Molto bene ha messo in evidenza ciò Enzo Bianchi[6] nel suo articolo di
attacco calunnioso alla Fraternità Sacerdotale San Pio X: l’unica vera ragione
per proibire e/o anche solo ostacolare la celebrazione della Santa Messa nel
rito antico è che essa costituisce la pietra d’inciampo sulla strada del cammino
modernista. Di ciò si era già ben avveduto san Pio da Pietrelcina, quando,
all’indomani del Concilio Vaticano II, si rifiutò di abbandonare la Messa di
sempre, nonostante gli ordini e le pressioni delle competenti autorità; tale
rifiuto fu tanto fermo da indurre Paolo VI ad ammirarne lo zelo di Fede e la
determinazione fino al punto da concedergli personale indulto. Appare quindi
evidente la grandissima responsabilità che incombe sui Francescani
dell’Immacolata, responsabilità che trova nel Padre spirituale del loro
fondatore[7] lume di consiglio ed esempio di azione: essi si trovano
posti di fronte alla scelta fra il martirio dei santi della Chiesa, seme dei
Cristiani, e l’inutile martirio della propria consumazione fisica e spirituale
nell’iniqua obbedienza all’ingiustizia… il Crocefisso di Giotto, che imperioso
sta nella loro maestosa chiesa di Ognissanti a Firenze, li sta a guardare.
[1] Nota di Sandro Magister: «Curiosamente, ancora sei
anni dopo la pubblicazione, il motu proprio “Summorum Pontificum” di Benedetto
XVI continua a essere presente nel sito ufficiale della Santa Sede solamente in
due lingue e tra le meno conosciute: la latina e l’ungherese».
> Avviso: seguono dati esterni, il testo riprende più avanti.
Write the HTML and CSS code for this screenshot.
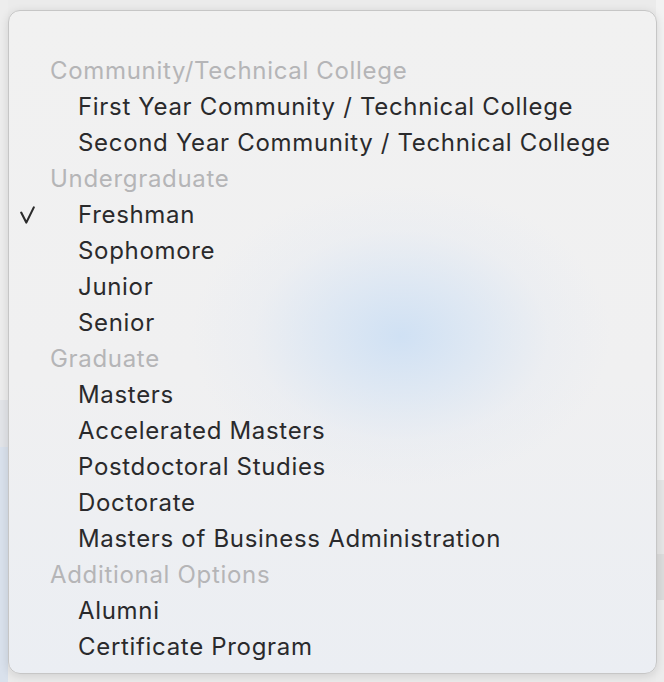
FILE: index.html
```html
<!DOCTYPE html>
<html lang="en">
<head>
<meta charset="UTF-8" />
<meta name="viewport" content="width=device-width, initial-scale=1" />
<title>Year in school</title>
<link rel="stylesheet" href="styles.css">
</head>
<body>

<div class="menu" role="listbox">
  <div class="group">Community/Technical College</div>
  <div class="option">First Year Community / Technical College</div>
  <div class="option">Second Year Community / Technical College</div>

  <div class="group">Undergraduate</div>
  <div class="option selected">
    <svg class="check" width="15" height="18" viewBox="0 0 15 18">
      <path d="M1.2 6.6 L6.3 16.6 L13.8 1.4" fill="none" stroke="#2b2b2b" stroke-width="2.1" stroke-linecap="round" stroke-linejoin="round"/>
    </svg>
    Freshman
  </div>
  <div class="option">Sophomore</div>
  <div class="option">Junior</div>
  <div class="option">Senior</div>

  <div class="group">Graduate</div>
  <div class="option">Masters</div>
  <div class="option">Accelerated Masters</div>
  <div class="option">Postdoctoral Studies</div>
  <div class="option">Doctorate</div>
  <div class="option">Masters of Business Administration</div>

  <div class="group">Additional Options</div>
  <div class="option">Alumni</div>
  <div class="option">Certificate Program</div>
</div>

</body>
</html>
```

FILE: styles.css
```css
* {
  box-sizing: border-box;
}
html, body {
  margin: 0;
  padding: 0;
  height: 100%;
}
body {
  background:
    linear-gradient(to bottom, #ededed 0, #ededed 400px, #e2e4e8 400px, #e2e4e8 447px, #d9e1ec 447px) 0 0 / 8px 100% no-repeat,
    linear-gradient(to bottom, #f2f2f2 0, #f2f2f2 480px, #e6e6e6 480px, #e6e6e6 554px, #dcdcdc 554px, #dcdcdc 600px, #ececec 600px) 100% 0 / 8px 100% no-repeat,
    #ebebeb;
  font-family: Inter, 'Noto Sans', sans-serif;
  overflow: hidden;
}
.menu {
  position: relative;
  margin: 10px 0 0 8px;
  width: 649px;
  height: 664px;
  padding: 42px 0 8px;
  border: 1px solid #c6c6c6;
  border-radius: 12px;
  background:
    radial-gradient(ellipse 210px 150px at 392px 325px, rgba(206, 224, 244, 0.95) 0, rgba(214, 228, 244, 0.7) 35%, rgba(226, 233, 243, 0.3) 70%, rgba(232, 236, 242, 0) 100%),
    linear-gradient(to bottom, #f1f1f1 0, #f0f0f1 55%, #ebeef3 100%);
  box-shadow: 0 2px 10px rgba(0, 0, 0, 0.12);
}
.group, .option {
  height: 36px;
  line-height: 36px;
  font-size: 24px;
  letter-spacing: 0.68px;
  white-space: nowrap;
}
.group {
  padding-left: 41px;
  color: #b5b5b7;
}
.option {
  position: relative;
  padding-left: 69px;
  color: #2a2a2c;
}
.check {
  position: absolute;
  left: 11px;
  top: 9px;
}
```
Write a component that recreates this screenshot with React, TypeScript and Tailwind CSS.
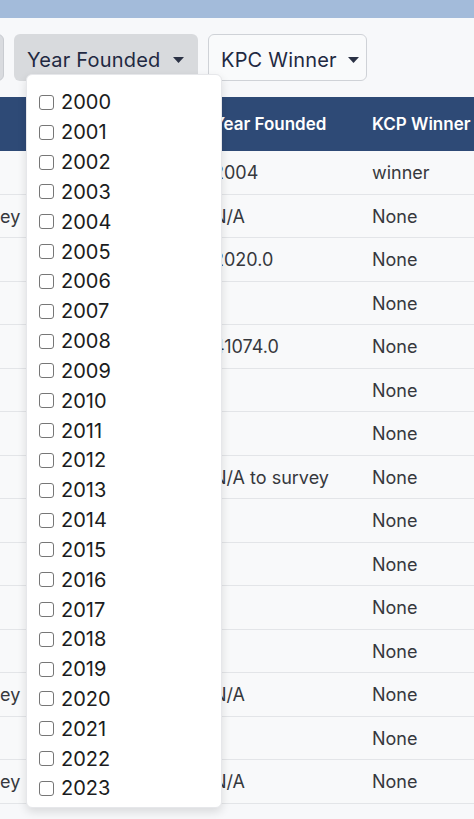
const years = Array.from({ length: 24 }, (_, i) => String(2000 + i));

// rows of the table under the dropdown: [first col, year founded, kcp winner]
const rows: [string, string, string][] = [
  ['', '2004', 'winner'],
  ['ey', 'N/A', 'None'],
  ['', '2020.0', 'None'],
  ['', '', 'None'],
  ['', '41074.0', 'None'],
  ['', '', 'None'],
  ['', '', 'None'],
  ['', 'N/A to survey', 'None'],
  ['', '', 'None'],
  ['', '', 'None'],
  ['', '', 'None'],
  ['', '', 'None'],
  ['ey', 'N/A', 'None'],
  ['', '', 'None'],
  ['ey', 'N/A', 'None'],
];

function Caret() {
  return (
    <svg width="11" height="6" viewBox="0 0 11 6" className="shrink-0">
      <path d="M0 0h11L5.5 6z" fill="#2b3245" />
    </svg>
  );
}

export default function App() {
  return (
    <div
      className="relative w-[474px] h-[819px] overflow-hidden bg-[#f7f8fa] text-[#2f3036]"
      style={{ fontFamily: 'Inter, "Open Sans", sans-serif' }}
    >
      <div className="h-[18px] bg-[#a3bbda]" />

      {/* filter buttons */}
      <div className="flex gap-[10px] mt-[16px] h-[47px]">
        <button className="-ml-[140px] w-[144px] shrink-0 rounded-md border border-[#c9ccd1] bg-[#d9dbdf]" />
        <button className="flex w-[184px] shrink-0 items-center gap-[13px] rounded-md bg-[#d8dadd] pl-[13px] pt-[5px] text-[20px] tracking-[0.2px] text-[#1f2942]">
          Year Founded
          <Caret />
        </button>
        <button className="flex w-[159px] shrink-0 items-center gap-[11px] rounded-md border border-[#cfd2d7] bg-[#f9fafb] pl-[12px] pt-[5px] text-[20px] tracking-[0.2px] text-[#1f2942]">
          KPC Winner
          <Caret />
        </button>
      </div>

      {/* table */}
      <div className="mt-[16px]">
        <div className="flex h-[54px] items-center bg-[#2e4a76] pt-[2px] text-[17px] font-semibold text-white">
          <div className="w-[213px] shrink-0" />
          <div className="w-[159px] shrink-0 whitespace-nowrap">Year Founded</div>
          <div className="whitespace-nowrap">KCP Winner</div>
        </div>
        {rows.map((r, i) => (
          <div
            key={i}
            className="flex h-[43.5px] items-center border-b border-[#e3e5e8] bg-[#f8f9fa] pt-[1px] text-[18px] text-[#36383d]"
          >
            <div className="w-[213px] shrink-0 whitespace-nowrap">{r[0]}</div>
            <div className="w-[159px] shrink-0 whitespace-nowrap">{r[1]}</div>
            <div className="whitespace-nowrap">{r[2]}</div>
          </div>
        ))}
      </div>

      {/* dropdown menu */}
      <div className="absolute left-[26px] top-[74px] w-[196px] h-[734px] rounded-md border border-[#e6e7ea] bg-white pt-[12px] shadow-[0_4px_10px_rgba(0,0,0,0.12)]">
        {years.map(y => (
          <label key={y} className="flex h-[29.83px] items-center pl-[12px] pt-[1px] text-[20px] text-[#1b1c20]">
            <span className="mr-[7px] h-[15px] w-[15px] rounded-[3px] border border-[#767676] bg-white" />
            {y}
          </label>
        ))}
      </div>
    </div>
  );
}
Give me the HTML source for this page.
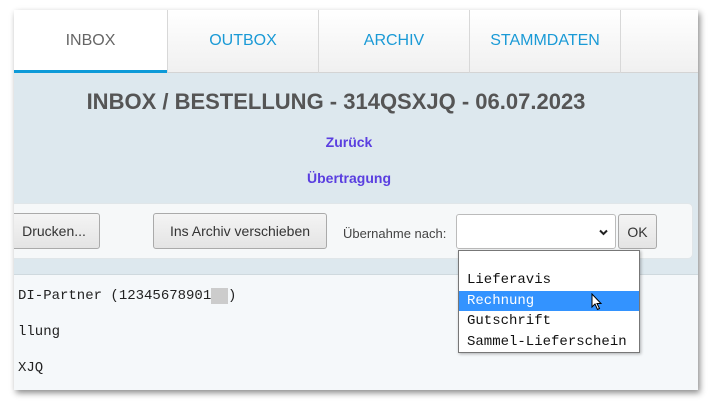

[2] S. Magister, La prima volta che Francesco
contraddice Benedetto, in:
http://chiesa.espresso.repubblica.it/articolo/1350567
[3] S. Magister, La prima volta che Francesco
contraddice Benedetto, in:
http://chiesa.espresso.repubblica.it/articolo/1350567
[4] J.H. Newman, Gli ariani del IV secolo, Jaca
Book-Morcelliana, Milano 1981, p.361.
[5] Cfr. Gal 2, 11.
[6] http://www.riscossacristiana.it/index.php?option=com_content&view=article&id=2575:la-fraternita-san-pio-x-ed-enzo-bianchi-il-santone-perde-lennesima-stupenda-occasione-per-star-zitto-di-cristina-siccardi&catid=61:vita-della-chiesa&Itemid=123
[7] Padre Stefano Manelli è figlio spirituale di Padre
Pio, dal quale ebbe l’ispirazione di fondare i Francescani dell’Immacolata.